La Administración de la otra ciudad está a cargo de los que fueron funcionarios, hay alcaldes para elegir porque ya fueron debidamente entrenados en la ciudad anterior y diferente, como existen en cantidad suficiente los que fueron agentes de la autoridad local, «poliseros» habían sido apodados. Igual poliseros viene de polis, que algo de eso he oído. Los ciudadanos de la otra ciudad están libres de envidias estúpidas como las que cultivamos los de esta, seguramente porque han hecho de la relativización una condición principal.

Como quiera que allí los tiempos no se miden en horas, ni días; ni años, ni de decenas de ellos; ni centurias, cualquier asunto, por monumental que nos parezca a nosotros es una bagatela para ellos. Puesto que no lo necesitan, se han desprovisto del cuerpo que les fue acompañando en el lugar anterior. Tengo entendido, sí, que algo se tiene en cuenta para cuando el recién llegado se había portado de manera criminal en la ciudad anterior.

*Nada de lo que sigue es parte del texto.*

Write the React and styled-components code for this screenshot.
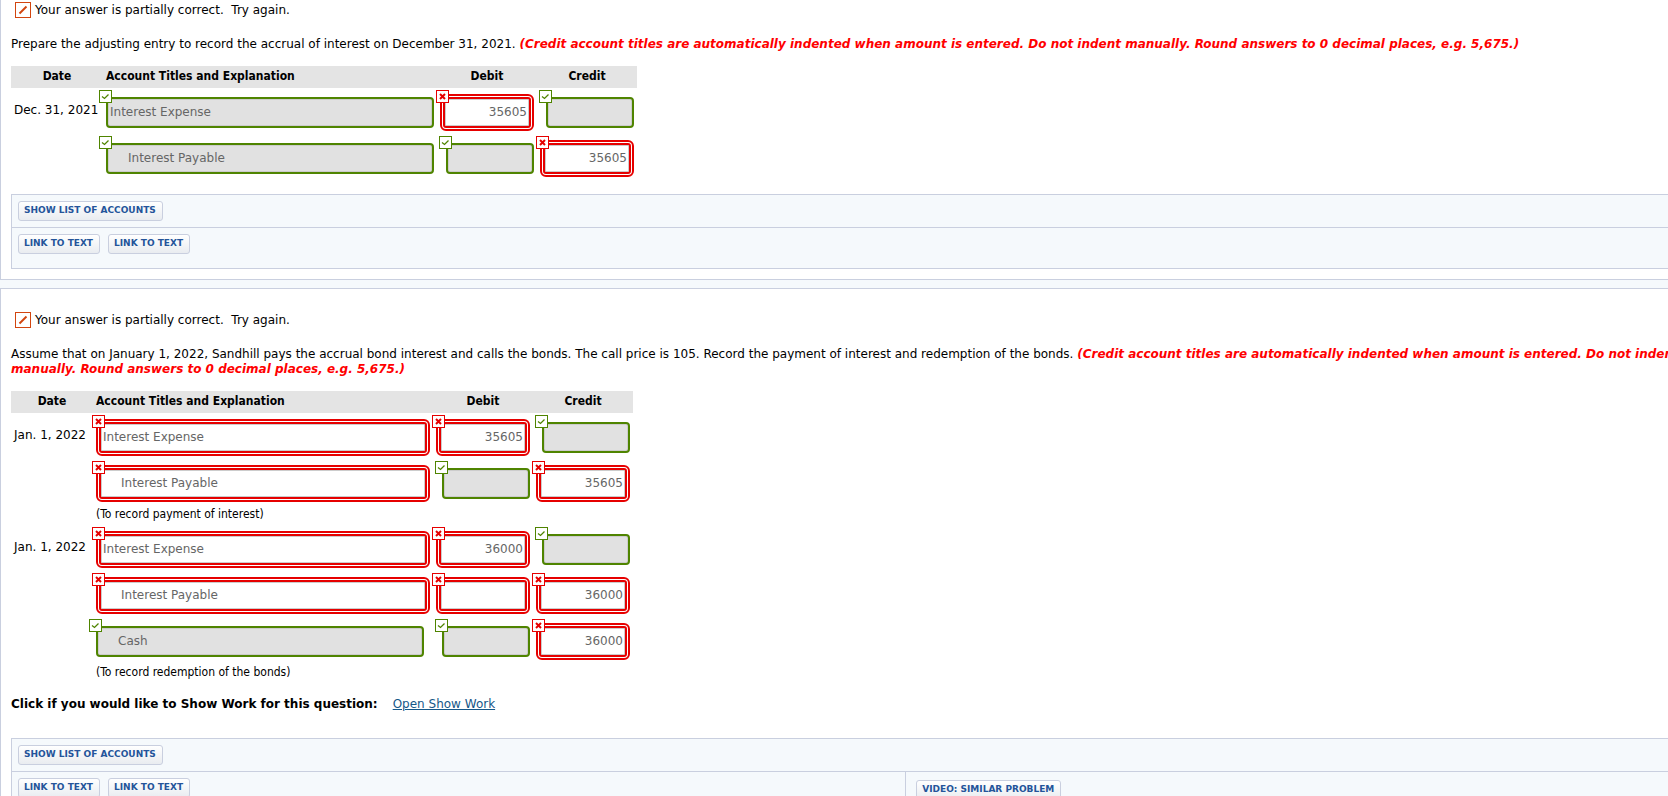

Puesto que no puede ser condenado a galeras, porque no las hay, le tienen destinada una función particular cual es la vigilancia de la puerta principal del edificio de apartamentos y su limpieza, lo que le ocupa un tiempo, escaso, para con lo que allí se lleva. Un siglo después, más o menos, es incorporado ya a la comunidad en igualdad de condiciones.

Los domingos y fiestas de guardar, hay conciertos al caer la tarde, interpretados por artistas del pentagrama organizados en orquestas, bandas, cuartetos para música de cámara, bibliotecas con libros más leves incluso que los conocidos aquí por virtuales, escritos por grandes autores de imaginación portentosa, conocidos antes o habiéndose descubierto después una vocación que solo había sido latente.

En estos días pasados, cuando los todavía habitantes de la primera ciudad vamos a visitarlos, provistos del oportuno ramo de flores, la curiosidad les puede y se asoman a las balconadas del apartamento respectivo para contemplar el ir y venir de los propios, algunos de los cuales se incorporarán antes de lo que esperan a la otra realidad. Les hacen guiños de complicidad, que a veces son percibidos más o menos levemente y a veces no.

Se ríen a carcajadas cuando oyen hablar del cielo y del infierno, de Pedro Botero y sus llamas eternas, lo que es falso de toda falsedad. Saben, a buenas horas, mangas verdes, que nadie ha sido tan bueno en la otra ciudad, ni tan malo para que las diferencias de trato para unos y otros pueda ser tan formidable. Conocida directamente la acción del Inventor y Autor consiguiente del mundo en su globalización, las miserias de los hombres y mujeres de la primera ciudad han desaparecido. Ya no existen, ni la bondad ni la maldad, ni la malicia ni la intencionalidad. Como entre lo que se entiende por bueno o malo la diferencia es tan insignificante, lo que ellos entienden como eternidad ni está ni se le espera.

La muerte no es sino el cambio, a mejor, de lo que la imaginación de cada cual pueda entender, y es lógico, porque el Creador de todo, antes que nada, es misericordioso.